Archives for posts with tag: Sir Thopas

While sharing a few homebrews with Frank, we somehow got on the subject of wyrms. He recalled The Lambton Wyrm, a song he’d often hear in Northumberland back when Newcastle Exhibition was unfiltered and tapped from wooden casks. It’s about a knight who slays a dragon – or “wyrm” – who lives in a well and terrorizes the land.

lambton wyrm

The Wonderful Legend of the Lambton Worm (image source)

It all starts when the knight John Lambton goes fishing on a Sunday morning he really should have been at church. He catches a strange little worm-thing and throws it in a well. Years later, he goes fighting in the Crusades and we all know from Robin Hood how local leadership behaves when that happens. While John Lambton is away at the Crusades, that little worm-thing grows into a horrible dragon – The Lambton Wyrm.

The Lambton Wyrm did many terrible things. It ate all of the cows, calves, and sheep. It swallowed little birds alive. After that it would wash everything down with the milk of a dozen cows and then coil itself around a mountain. With Good Sir Lambton away what were the people to do?

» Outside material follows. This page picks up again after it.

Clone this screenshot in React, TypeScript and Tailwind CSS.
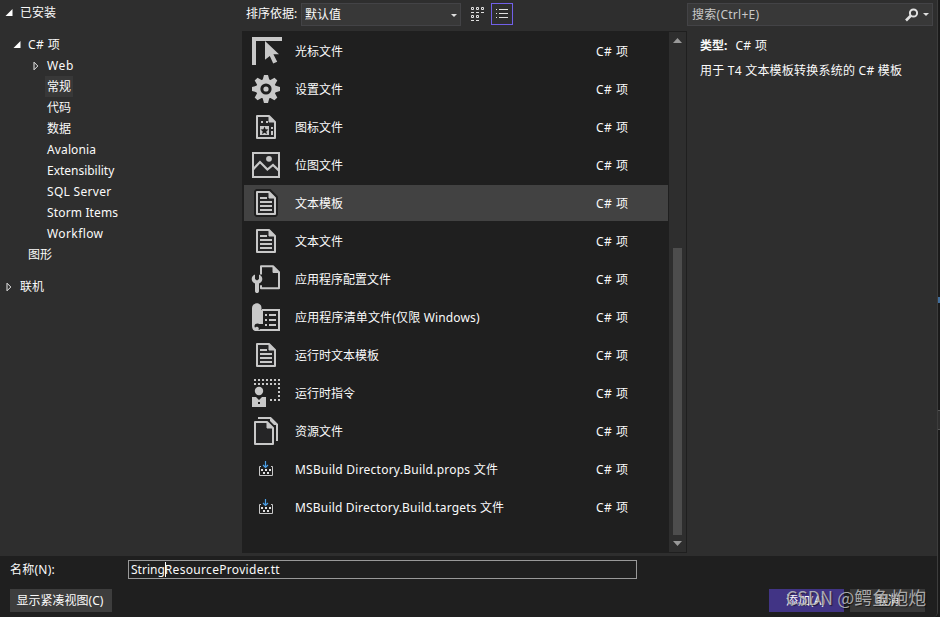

Well, John Lambton eventually returned home from the Crusades and he triumphantly slew the wyrm, but the satirical legend that remains reminds us that our actions affect others – especially if we are people in positions of power.

Anyway, the story is supposedly set on Easter Sunday 1420 and the most popular version of the legend is a song credited to C.M. Leumane from 1867. It reminds me of a cross between Jabberwocky and Chaucer’s Tale of Sir Thopas – but in a pub. It’s a song all good children in Northumberland learn and are made to perform at school pagents. Here’s a good version:

 

The chorus is very catchy and goes like this:

Whisht! Lads, haad yor gobs,
An’ aa’ll tell ye aall an aaful story,
Whist! lads, haad yor gobs,
An’ Aa’ll tel ye ‘boot the wyrm.

Now, since I didn’t grow up in Northumberland, my mother never said, “WHISHT, man – Haad your gob!!” to make me quiet. The only context I’d heard the word ‘gob’ used in was in ‘gobbing.’

(I wrote the link to start the clip at 45:22 with Johnny Green talking about people gobbing on The Clash, but it often plays the entire film instead – I can’t think of a better way to spend the night…)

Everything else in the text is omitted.